-- begin --

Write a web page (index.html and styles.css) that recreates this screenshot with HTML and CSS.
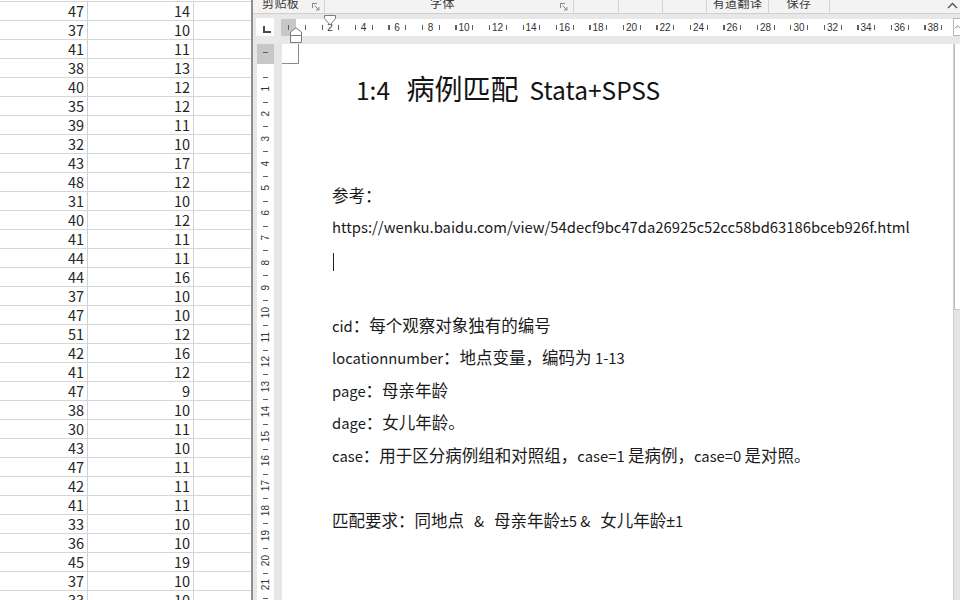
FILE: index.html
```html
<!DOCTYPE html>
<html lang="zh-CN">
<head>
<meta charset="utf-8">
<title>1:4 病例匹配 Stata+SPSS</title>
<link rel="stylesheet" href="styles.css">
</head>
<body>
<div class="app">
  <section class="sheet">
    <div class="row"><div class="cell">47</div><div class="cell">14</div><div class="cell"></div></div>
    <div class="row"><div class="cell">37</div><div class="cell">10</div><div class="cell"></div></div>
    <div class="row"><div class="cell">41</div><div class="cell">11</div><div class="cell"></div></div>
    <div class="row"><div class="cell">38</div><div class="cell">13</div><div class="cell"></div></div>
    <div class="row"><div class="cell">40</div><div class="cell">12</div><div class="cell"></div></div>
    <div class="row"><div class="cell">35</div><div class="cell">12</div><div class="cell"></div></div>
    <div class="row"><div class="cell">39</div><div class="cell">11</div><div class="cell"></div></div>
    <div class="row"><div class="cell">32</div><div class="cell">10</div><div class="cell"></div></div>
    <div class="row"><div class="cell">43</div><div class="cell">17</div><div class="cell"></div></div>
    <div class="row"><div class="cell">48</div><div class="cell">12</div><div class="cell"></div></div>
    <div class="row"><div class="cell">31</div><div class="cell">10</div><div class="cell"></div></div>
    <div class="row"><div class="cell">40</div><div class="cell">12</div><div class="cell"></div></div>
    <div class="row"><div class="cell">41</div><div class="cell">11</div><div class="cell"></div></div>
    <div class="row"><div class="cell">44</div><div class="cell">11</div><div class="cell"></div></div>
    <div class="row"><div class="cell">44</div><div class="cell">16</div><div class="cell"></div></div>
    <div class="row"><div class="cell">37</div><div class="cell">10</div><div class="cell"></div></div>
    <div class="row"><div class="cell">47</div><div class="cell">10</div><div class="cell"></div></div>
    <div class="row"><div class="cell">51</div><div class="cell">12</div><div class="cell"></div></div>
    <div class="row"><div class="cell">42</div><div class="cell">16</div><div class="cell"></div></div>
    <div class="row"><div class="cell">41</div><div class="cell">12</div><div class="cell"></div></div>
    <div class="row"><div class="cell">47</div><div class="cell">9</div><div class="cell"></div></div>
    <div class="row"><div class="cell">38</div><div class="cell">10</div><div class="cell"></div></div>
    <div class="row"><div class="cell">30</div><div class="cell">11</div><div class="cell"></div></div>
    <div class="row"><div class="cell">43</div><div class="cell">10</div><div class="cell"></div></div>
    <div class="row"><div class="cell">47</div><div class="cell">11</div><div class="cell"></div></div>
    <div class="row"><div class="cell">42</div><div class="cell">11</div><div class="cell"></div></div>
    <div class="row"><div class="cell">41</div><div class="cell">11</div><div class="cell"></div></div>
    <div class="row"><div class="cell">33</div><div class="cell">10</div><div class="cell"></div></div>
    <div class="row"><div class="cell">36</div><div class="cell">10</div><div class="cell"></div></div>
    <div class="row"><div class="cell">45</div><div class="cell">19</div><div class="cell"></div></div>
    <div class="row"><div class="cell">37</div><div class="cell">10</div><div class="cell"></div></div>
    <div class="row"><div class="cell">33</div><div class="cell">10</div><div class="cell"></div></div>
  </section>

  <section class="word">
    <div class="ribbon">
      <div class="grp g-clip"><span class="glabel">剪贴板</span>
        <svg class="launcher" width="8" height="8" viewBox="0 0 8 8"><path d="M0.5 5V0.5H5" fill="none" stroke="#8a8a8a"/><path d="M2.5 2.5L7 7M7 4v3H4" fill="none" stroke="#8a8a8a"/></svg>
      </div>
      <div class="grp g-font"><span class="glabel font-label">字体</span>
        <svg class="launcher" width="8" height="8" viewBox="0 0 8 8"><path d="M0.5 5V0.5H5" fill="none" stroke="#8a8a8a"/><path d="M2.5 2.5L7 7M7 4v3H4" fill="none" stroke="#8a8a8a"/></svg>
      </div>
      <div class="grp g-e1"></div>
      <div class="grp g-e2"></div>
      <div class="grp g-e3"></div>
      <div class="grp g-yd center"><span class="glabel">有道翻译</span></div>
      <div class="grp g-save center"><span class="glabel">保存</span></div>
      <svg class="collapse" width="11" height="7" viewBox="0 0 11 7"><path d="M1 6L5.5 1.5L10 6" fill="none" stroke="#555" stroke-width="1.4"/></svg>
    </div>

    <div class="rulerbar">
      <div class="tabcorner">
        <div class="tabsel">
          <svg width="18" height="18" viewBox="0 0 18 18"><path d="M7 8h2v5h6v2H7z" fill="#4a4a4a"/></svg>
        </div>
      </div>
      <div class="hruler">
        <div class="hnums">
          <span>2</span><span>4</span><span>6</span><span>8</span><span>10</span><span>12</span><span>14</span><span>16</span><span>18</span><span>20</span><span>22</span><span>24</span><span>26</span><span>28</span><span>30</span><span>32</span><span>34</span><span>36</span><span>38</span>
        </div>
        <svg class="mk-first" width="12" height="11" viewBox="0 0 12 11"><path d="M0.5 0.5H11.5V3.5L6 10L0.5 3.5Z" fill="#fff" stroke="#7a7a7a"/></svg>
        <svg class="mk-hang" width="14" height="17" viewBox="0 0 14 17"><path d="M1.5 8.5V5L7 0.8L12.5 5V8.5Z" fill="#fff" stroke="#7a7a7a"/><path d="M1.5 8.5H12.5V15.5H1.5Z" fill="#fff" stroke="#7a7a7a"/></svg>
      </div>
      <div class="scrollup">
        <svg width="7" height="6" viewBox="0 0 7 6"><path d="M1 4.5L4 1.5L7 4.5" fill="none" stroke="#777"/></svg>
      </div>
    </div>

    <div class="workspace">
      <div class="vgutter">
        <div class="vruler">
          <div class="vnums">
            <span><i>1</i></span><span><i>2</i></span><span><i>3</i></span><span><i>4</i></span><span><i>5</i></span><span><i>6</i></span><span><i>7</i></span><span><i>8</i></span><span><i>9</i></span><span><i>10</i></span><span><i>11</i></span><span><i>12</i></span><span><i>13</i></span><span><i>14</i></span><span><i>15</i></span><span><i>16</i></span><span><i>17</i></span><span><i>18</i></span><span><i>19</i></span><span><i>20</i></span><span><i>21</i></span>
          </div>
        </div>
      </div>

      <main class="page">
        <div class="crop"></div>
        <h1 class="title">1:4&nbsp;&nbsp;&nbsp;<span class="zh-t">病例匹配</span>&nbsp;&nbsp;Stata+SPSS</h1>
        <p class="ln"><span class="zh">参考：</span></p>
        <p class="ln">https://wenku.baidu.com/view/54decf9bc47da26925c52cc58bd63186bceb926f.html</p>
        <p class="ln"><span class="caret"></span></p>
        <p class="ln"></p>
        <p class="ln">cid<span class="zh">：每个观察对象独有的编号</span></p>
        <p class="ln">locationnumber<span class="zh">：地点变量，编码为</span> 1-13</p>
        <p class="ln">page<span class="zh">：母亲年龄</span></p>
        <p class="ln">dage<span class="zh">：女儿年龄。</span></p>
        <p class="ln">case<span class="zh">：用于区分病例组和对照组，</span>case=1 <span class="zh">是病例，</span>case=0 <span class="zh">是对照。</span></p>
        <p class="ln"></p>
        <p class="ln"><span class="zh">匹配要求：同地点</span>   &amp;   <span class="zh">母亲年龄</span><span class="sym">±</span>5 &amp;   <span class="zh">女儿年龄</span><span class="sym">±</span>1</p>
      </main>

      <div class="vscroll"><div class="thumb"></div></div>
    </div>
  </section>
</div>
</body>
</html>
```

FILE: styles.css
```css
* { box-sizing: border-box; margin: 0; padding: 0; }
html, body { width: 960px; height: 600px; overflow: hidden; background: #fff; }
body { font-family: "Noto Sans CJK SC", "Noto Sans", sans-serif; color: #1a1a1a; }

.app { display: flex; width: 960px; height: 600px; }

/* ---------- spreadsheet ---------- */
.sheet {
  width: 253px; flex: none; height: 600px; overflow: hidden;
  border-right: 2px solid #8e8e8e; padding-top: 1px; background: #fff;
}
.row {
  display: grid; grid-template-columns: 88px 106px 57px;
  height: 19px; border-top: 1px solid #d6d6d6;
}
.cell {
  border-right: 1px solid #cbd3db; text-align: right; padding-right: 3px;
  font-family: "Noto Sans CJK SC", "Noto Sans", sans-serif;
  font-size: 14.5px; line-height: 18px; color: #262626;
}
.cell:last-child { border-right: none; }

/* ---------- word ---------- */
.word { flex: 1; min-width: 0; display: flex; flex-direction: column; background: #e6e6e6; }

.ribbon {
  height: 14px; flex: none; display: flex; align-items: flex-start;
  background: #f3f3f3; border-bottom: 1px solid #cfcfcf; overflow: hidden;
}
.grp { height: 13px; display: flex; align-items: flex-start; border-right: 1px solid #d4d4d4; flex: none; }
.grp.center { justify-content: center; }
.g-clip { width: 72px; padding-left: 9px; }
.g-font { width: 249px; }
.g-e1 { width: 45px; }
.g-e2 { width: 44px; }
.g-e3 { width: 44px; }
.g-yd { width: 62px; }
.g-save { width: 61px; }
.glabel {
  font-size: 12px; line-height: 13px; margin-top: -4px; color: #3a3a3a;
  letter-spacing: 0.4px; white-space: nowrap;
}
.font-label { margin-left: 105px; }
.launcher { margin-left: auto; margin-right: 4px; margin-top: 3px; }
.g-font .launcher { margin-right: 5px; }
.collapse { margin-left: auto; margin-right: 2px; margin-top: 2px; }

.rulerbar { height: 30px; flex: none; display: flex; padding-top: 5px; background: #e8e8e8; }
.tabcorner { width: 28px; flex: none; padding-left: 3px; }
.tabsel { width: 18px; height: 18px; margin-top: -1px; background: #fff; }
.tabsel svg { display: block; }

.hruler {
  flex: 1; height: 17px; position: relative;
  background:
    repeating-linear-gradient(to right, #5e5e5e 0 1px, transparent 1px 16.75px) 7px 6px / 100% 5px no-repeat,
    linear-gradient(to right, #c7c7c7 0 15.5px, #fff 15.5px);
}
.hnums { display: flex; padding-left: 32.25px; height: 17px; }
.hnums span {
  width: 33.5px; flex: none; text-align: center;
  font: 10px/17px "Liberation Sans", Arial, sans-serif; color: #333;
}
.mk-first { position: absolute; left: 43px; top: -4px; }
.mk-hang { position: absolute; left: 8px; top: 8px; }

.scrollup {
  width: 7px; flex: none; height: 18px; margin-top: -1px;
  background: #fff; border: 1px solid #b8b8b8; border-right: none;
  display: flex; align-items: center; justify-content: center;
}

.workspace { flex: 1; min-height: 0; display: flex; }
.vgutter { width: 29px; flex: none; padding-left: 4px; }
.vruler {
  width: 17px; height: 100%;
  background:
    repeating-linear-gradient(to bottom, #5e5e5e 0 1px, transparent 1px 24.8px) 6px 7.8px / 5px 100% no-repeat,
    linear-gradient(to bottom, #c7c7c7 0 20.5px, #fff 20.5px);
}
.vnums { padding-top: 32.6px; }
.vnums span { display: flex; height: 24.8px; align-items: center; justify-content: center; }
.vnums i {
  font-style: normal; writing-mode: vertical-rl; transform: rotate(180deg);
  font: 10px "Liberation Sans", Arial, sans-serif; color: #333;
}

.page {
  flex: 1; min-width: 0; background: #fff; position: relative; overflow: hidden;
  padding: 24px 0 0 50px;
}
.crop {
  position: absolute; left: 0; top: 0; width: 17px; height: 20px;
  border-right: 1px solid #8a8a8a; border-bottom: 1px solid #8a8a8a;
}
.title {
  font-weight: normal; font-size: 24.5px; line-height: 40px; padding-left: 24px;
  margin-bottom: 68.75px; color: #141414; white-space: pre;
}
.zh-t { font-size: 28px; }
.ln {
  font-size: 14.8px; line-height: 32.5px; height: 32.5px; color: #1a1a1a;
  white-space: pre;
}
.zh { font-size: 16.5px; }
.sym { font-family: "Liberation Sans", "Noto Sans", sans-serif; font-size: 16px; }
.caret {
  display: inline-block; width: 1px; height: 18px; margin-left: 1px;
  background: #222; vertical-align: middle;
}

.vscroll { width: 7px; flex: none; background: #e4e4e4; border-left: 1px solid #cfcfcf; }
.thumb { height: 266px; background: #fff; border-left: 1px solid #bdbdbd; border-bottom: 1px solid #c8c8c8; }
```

-- end --

Where a line holds "index", copy that line.

◆ OUTPUT FOR THIS EXERCISE ◆
Write a web page (index.html and styles.css) that recreates this screenshot with HTML and CSS.
FILE: index.html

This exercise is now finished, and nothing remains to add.